La problématique du dumping environnemental des déchets se pose également dans le cas de transferts illicites de déchets vers des pays tiers. Afin de continuer à renforcer l'application du règlement sur les transferts de déchets, la Commission propose:

- de garantir l'application de normes d'inspection précises et efficaces en matière de déchets dans l'UE en 2011, notamment de dispositions visant à faciliter le contrôle des transferts de déchets par les autorités douanières;

- d'envisager de mobiliser des fonds du 7e PC pour la recherche en vue d'améliorer les techniques de détection, d'identification, de traçage et de localisation des transferts illicites;

- d'examiner la faisabilité de la mise en œuvre d'un système mondial de certification des installations de recyclage pour l'exportation des flux de déchets en se basant sur des critères de gestion écologiquement rationnelle;

- de s'appuyer sur le réseau IMPEL[44] pour œuvrer, avec les États membres, à l'étude de la faisabilité d'un mécanisme européen formel garantissant l'application de l'acquis de l'UE.

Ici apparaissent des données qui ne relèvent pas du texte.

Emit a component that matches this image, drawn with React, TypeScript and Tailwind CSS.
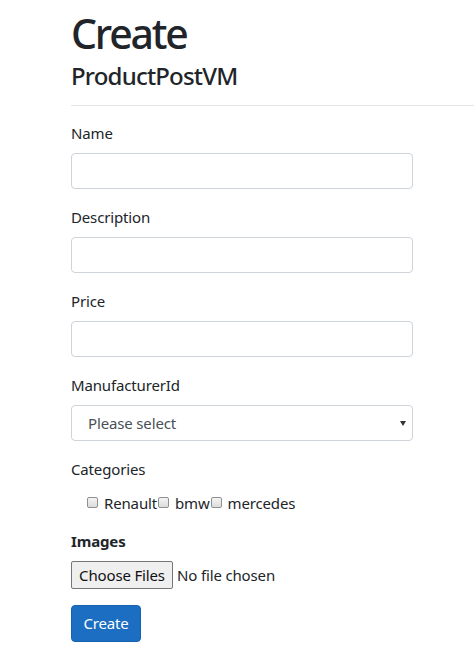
import React from 'react';

const fieldClass =
  'block w-[342px] h-[36px] rounded-[4px] border border-[#ced4da] bg-white px-3 text-[15px] text-[#495057] outline-none';

const TextField: React.FC<{ label: string }> = ({ label }) => (
  <div className="mb-4">
    <label className="mb-2 block h-6 leading-6">{label}</label>
    <input type="text" className={fieldClass} />
  </div>
);

const categories = ['Renault', 'bmw', 'mercedes'];

export default function App() {
  return (
    <div className="min-h-[659px] bg-white pl-[71px] pt-[9px] font-['Noto_Sans','Open_Sans',sans-serif] text-[15px] tracking-[-0.15px] text-[#212529]">
      <h1 className="text-[41px] font-medium leading-[48px] tracking-[-2.2px]">Create</h1>
      <h4 className="mt-[4px] text-[24px] font-medium leading-[29px] tracking-[-0.8px]">ProductPostVM</h4>
      <hr className="mb-[15px] mt-[15px] border-t border-[#e5e5e5]" />

      <form onSubmit={e => e.preventDefault()}>
        <TextField label="Name" />
        <TextField label="Description" />
        <TextField label="Price" />

        <div className="mb-4">
          <label className="mb-2 block h-6 leading-6">ManufacturerId</label>
          <div className="relative w-[342px]">
            <select className={`${fieldClass} appearance-none pl-4`} defaultValue="">
              <option value="">Please select</option>
            </select>
            <svg className="pointer-events-none absolute right-[7px] top-[16px]" width="6" height="5" viewBox="0 0 6 5">
              <path d="M0 0 H6 L3 5 Z" fill="#333" />
            </svg>
          </div>
        </div>

        <div className="mb-4">
          <label className="mb-2 block h-6 leading-6">Categories</label>
          <div className="flex h-6 items-center pl-[15px] pt-[4px]">
            {categories.map(c => (
              <label key={c} className="flex items-center">
                <input
                  type="checkbox"
                  className="mb-[2px] ml-[1px] mr-[6px] h-[11px] w-[11px] appearance-none rounded-[2px] border border-[#8f8f8f] bg-gradient-to-b from-[#f4f4f4] to-[#dcdcdc]"
                />
                <span>{c}</span>
              </label>
            ))}
          </div>
        </div>

        <div className="mb-4">
          <label className="mb-2 block h-6 font-bold leading-6">Images</label>
          <div className="flex h-[28px] items-center">
            <button
              type="button"
              className="h-[28px] w-[102px] rounded-[2px] border border-[#767676] bg-[#efefef] text-[15px] text-[#111]"
            >
              Choose Files
            </button>
            <span className="ml-[4px]">No file chosen</span>
          </div>
        </div>

        <button
          type="submit"
          className="h-[37px] w-[70px] rounded-[4px] border border-[#1861ac] bg-[#1b6ec2] text-[15px] text-white"
        >
          Create
        </button>
      </form>
    </div>
  );
}
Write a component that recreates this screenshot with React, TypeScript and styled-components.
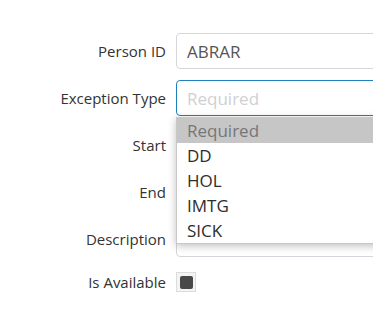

5.5 Innovation: une question transversale

Les matières premières sont des intrants essentiels à la compétitivité des entreprises du secteur et au développement de nombreuses applications technologiques propres, respectueuses de l'environnement. L'innovation est primordiale pour libérer le potentiel de l'UE dans ce domaine et a un rôle à jouer face aux défis que posent les piliers de l'initiative «matières premières». Le besoin d'innovation se fait sentir à tous les stades de la chaîne de valorisation, notamment au niveau de l'extraction, de la transformation durable, de l'écoconception, du recyclage, des nouvelles matières, de la substitution, de l'efficacité des ressources et de l'aménagement du territoire. La Commission déterminera s'il y a lieu de lancer un partenariat d'innovation sur les matières premières dans le cadre de l'initiative phare Europe 2020 «Une Union de l’innovation»[45].

6. Perspectives

L'accès aux produits de base et aux matières premières est essentiel pour préserver la capacité productive de l'économie et garantir le bien-être des citoyens. Les produits de base et les matières premières sont achetés dans le monde entier ainsi qu'en Europe. Le défi est de veiller à ce que les besoins en la matière soient satisfaits de manière à soutenir les objectifs plus larges de développement des pays d'approvisionnement, la protection de l'environnement, le libre-échange et des marchés stables qui ne font peser aucun risque sur l'économie dans son ensemble.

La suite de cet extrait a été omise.